## Brief
Collect the lines of the entries where "table" shows up.

(Rows from a dataset of pages and code)
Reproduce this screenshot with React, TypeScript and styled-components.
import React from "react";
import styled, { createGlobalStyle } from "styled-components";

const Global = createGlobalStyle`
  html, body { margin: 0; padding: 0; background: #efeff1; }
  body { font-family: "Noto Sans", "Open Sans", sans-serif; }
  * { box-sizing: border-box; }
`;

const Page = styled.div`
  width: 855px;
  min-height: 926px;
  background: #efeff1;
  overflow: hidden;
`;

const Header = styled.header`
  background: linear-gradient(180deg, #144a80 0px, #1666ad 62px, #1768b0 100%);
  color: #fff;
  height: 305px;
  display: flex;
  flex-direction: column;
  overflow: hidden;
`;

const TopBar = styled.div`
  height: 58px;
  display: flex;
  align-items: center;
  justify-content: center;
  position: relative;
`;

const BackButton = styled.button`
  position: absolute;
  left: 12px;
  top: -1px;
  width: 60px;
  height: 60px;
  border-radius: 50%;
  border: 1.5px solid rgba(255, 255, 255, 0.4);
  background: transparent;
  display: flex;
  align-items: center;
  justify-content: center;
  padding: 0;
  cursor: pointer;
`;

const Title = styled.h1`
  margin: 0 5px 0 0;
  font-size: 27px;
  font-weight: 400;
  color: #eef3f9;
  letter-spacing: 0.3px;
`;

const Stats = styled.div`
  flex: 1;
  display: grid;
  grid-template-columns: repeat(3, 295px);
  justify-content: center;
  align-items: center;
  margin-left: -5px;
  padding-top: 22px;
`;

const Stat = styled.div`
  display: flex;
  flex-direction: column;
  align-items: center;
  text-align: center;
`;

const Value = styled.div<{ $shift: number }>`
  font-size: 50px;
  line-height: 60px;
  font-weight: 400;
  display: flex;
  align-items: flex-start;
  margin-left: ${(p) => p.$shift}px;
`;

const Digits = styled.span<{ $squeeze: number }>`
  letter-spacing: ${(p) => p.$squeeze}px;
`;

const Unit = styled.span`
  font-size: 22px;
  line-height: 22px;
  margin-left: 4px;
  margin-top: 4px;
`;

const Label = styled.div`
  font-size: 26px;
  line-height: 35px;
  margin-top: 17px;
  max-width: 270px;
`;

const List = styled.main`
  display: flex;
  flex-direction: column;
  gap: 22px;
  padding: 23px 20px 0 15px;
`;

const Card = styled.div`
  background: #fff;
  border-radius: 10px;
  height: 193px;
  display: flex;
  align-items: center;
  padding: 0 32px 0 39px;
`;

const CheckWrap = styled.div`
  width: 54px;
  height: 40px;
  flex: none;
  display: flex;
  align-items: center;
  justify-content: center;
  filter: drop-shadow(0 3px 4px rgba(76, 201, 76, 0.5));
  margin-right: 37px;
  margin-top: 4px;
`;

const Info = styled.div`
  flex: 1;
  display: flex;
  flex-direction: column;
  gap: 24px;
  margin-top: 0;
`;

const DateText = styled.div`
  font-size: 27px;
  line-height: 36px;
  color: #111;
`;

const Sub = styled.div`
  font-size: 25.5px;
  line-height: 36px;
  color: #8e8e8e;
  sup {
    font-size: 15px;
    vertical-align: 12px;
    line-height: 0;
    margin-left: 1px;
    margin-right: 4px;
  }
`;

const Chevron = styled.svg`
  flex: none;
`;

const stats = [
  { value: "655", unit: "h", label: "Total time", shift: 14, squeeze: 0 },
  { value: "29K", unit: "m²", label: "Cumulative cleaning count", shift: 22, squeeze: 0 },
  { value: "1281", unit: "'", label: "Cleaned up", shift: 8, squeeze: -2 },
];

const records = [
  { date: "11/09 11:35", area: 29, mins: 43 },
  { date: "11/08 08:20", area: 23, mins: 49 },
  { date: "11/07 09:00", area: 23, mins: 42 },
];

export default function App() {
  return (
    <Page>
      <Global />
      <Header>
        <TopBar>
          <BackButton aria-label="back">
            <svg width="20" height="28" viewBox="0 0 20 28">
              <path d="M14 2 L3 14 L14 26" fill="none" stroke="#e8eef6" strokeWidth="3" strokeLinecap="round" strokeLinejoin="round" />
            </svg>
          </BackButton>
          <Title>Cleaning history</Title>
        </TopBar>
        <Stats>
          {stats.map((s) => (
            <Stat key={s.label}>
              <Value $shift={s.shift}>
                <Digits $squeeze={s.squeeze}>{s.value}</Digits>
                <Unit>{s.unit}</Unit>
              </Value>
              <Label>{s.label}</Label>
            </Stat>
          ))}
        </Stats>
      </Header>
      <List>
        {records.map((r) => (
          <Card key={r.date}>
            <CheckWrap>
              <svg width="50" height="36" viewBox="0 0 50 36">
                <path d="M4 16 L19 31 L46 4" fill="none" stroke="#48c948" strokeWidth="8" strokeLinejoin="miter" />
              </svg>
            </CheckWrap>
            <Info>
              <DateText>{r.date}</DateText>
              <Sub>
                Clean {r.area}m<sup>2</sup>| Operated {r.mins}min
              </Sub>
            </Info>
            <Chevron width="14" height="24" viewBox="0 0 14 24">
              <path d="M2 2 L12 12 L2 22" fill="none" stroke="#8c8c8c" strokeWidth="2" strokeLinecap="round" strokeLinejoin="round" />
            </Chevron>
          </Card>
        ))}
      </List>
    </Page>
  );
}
--
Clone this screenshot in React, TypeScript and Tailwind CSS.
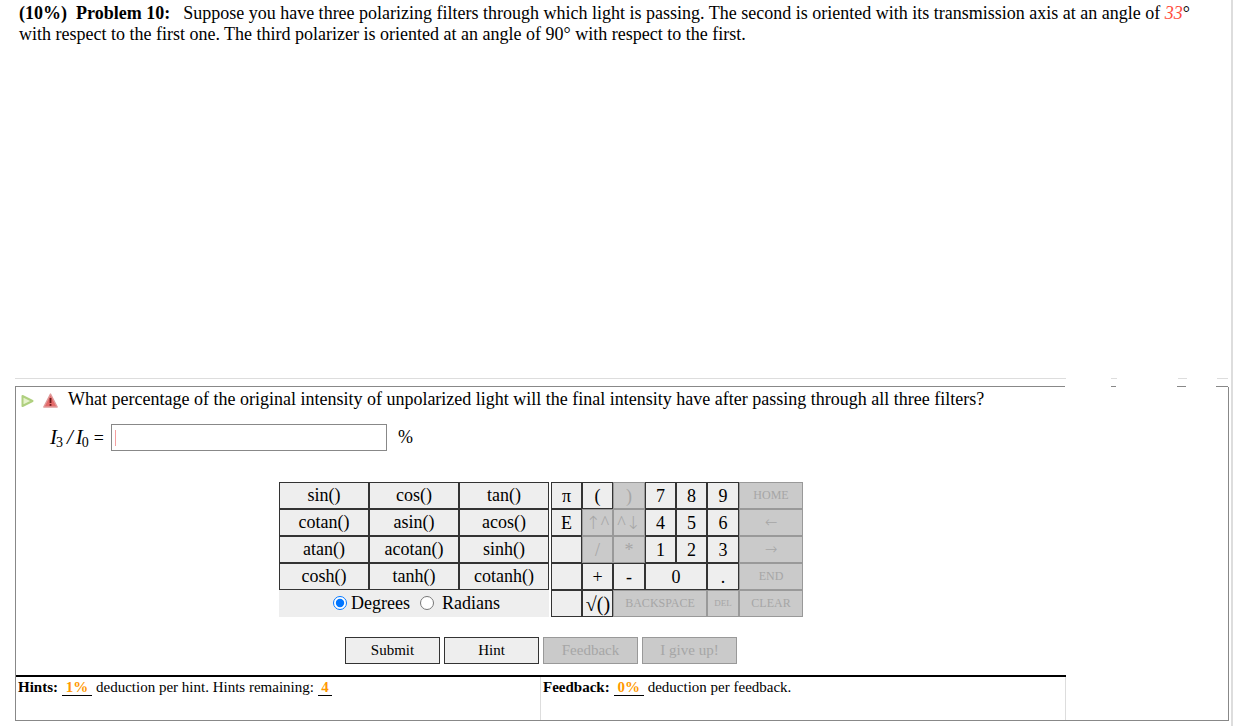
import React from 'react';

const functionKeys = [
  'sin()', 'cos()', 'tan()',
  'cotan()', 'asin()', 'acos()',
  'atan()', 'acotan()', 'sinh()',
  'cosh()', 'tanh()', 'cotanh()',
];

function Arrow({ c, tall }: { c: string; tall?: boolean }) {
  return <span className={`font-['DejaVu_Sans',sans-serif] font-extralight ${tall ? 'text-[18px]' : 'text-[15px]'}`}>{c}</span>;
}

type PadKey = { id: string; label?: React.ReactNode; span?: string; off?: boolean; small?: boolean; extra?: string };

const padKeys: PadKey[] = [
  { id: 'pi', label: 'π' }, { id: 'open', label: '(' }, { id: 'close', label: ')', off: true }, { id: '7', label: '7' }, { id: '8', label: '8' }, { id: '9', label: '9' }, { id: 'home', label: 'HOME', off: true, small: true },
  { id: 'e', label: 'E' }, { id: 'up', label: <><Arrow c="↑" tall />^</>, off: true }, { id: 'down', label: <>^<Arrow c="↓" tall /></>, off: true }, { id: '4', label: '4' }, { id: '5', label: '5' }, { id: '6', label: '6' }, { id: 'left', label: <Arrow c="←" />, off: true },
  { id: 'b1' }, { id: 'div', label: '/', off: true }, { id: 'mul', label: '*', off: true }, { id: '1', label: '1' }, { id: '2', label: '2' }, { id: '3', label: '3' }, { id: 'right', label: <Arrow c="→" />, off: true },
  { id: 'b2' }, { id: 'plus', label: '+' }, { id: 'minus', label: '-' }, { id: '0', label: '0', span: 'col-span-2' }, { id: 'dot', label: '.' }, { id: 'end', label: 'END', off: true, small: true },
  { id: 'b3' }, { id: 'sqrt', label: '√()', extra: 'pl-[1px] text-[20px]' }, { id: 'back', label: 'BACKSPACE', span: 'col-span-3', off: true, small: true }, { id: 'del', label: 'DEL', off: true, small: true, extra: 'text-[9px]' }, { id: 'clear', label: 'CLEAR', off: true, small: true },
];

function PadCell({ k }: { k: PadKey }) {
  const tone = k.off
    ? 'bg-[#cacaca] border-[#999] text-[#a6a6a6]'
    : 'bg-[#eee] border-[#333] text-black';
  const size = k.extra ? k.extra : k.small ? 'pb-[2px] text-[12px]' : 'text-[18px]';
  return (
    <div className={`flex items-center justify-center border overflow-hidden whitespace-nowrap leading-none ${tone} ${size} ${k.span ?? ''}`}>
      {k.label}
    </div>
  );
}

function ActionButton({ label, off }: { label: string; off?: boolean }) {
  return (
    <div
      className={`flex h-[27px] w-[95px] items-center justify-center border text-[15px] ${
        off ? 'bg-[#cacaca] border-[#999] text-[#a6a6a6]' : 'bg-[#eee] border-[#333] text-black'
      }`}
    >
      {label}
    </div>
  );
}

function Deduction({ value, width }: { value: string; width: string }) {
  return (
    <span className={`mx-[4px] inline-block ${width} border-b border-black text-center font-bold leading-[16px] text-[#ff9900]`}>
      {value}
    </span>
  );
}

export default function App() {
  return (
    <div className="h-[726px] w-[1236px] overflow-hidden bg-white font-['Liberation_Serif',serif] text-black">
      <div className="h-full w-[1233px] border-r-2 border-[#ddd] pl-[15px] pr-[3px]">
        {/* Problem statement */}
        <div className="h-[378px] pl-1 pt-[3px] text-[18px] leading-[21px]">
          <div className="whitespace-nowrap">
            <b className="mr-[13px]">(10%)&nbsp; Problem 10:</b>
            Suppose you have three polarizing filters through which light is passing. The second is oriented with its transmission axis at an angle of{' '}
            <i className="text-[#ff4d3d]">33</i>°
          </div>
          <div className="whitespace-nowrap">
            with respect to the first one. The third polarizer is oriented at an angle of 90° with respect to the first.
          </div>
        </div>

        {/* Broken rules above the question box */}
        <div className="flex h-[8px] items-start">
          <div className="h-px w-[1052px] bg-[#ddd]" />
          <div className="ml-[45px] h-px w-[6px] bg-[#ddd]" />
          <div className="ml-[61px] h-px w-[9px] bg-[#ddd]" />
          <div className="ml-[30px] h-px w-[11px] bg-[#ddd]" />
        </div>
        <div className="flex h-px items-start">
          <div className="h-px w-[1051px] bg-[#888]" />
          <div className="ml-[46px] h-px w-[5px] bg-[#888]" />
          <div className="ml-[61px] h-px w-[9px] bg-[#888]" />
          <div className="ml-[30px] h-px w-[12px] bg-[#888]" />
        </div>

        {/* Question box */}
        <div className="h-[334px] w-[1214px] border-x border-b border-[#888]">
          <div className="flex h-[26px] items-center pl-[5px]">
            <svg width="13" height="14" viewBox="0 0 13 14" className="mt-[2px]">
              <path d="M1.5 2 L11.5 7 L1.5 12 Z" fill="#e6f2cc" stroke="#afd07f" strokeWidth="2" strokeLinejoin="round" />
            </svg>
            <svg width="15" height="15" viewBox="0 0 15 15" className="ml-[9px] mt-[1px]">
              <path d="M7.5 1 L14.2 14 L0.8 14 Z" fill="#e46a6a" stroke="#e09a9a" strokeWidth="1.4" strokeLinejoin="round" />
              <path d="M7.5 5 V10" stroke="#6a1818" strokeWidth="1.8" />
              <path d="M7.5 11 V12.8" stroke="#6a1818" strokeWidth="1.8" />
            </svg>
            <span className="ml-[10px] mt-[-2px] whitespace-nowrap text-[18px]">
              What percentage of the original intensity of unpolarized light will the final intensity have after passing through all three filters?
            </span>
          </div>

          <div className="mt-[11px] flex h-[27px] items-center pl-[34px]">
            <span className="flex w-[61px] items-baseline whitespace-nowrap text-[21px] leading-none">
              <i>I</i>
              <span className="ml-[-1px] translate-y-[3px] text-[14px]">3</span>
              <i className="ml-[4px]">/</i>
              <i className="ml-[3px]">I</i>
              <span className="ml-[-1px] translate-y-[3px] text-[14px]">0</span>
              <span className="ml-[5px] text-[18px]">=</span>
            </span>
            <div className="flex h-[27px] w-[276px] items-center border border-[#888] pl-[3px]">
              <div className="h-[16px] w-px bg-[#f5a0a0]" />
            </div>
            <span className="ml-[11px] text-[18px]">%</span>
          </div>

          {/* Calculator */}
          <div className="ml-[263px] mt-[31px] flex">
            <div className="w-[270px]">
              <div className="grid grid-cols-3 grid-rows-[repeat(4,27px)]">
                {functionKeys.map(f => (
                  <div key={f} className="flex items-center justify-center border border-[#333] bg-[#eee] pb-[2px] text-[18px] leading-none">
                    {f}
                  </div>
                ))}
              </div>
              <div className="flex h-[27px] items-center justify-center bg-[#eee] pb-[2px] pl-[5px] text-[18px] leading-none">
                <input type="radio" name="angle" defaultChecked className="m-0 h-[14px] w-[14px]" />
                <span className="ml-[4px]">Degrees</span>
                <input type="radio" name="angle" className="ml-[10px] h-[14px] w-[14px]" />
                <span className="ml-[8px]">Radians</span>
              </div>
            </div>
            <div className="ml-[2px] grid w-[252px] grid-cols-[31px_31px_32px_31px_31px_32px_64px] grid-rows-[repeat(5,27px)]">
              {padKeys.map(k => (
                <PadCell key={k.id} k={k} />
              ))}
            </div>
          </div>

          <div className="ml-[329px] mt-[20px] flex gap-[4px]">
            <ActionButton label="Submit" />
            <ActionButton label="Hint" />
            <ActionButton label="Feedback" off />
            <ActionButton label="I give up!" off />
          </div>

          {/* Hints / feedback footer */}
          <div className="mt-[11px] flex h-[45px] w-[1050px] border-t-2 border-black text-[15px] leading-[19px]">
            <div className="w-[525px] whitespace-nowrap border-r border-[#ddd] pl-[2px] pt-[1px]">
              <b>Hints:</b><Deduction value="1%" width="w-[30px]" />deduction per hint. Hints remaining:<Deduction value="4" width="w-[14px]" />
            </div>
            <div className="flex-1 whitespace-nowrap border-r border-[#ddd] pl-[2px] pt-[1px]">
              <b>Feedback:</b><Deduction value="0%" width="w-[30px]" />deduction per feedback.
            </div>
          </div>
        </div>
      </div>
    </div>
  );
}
==
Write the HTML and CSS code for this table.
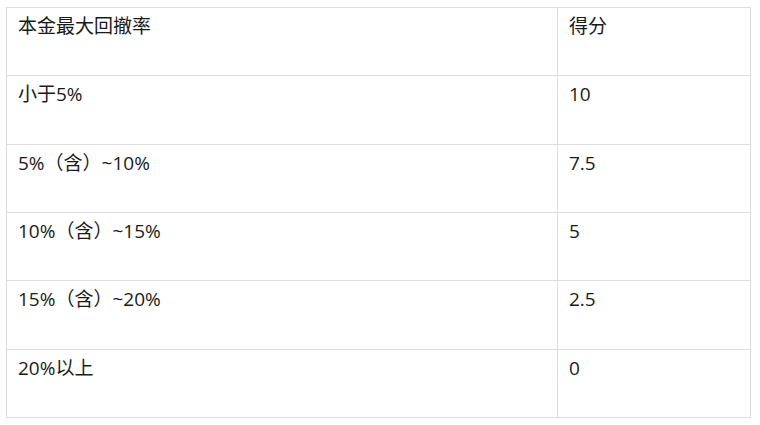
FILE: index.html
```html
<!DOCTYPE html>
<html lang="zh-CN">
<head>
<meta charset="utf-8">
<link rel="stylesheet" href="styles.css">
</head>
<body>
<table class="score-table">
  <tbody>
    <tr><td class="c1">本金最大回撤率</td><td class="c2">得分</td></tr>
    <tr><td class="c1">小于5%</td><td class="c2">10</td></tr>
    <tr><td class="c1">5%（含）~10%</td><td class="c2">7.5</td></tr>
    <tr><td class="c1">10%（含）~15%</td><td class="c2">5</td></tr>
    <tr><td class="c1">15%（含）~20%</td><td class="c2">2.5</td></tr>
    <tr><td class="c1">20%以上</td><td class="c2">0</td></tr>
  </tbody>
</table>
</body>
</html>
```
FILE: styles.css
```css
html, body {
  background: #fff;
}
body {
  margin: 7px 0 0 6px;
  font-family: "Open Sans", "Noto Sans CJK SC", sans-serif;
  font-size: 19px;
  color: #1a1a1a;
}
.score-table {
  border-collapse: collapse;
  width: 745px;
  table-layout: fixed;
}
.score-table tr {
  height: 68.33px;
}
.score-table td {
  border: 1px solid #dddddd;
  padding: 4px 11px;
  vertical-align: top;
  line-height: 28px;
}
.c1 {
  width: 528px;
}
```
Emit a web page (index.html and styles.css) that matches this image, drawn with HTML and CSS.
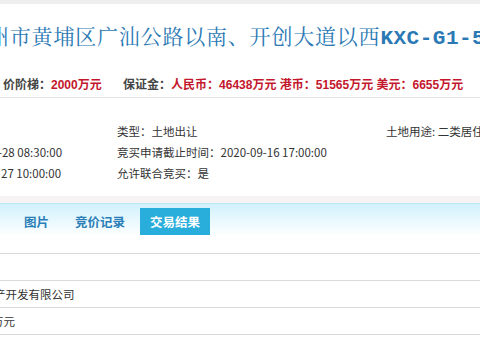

## Solution below
Write the HTML and CSS code for this table.
<table class="score-table">
</table>
.score-table {
  table-layout: fixed;
.score-table tr {
.score-table td {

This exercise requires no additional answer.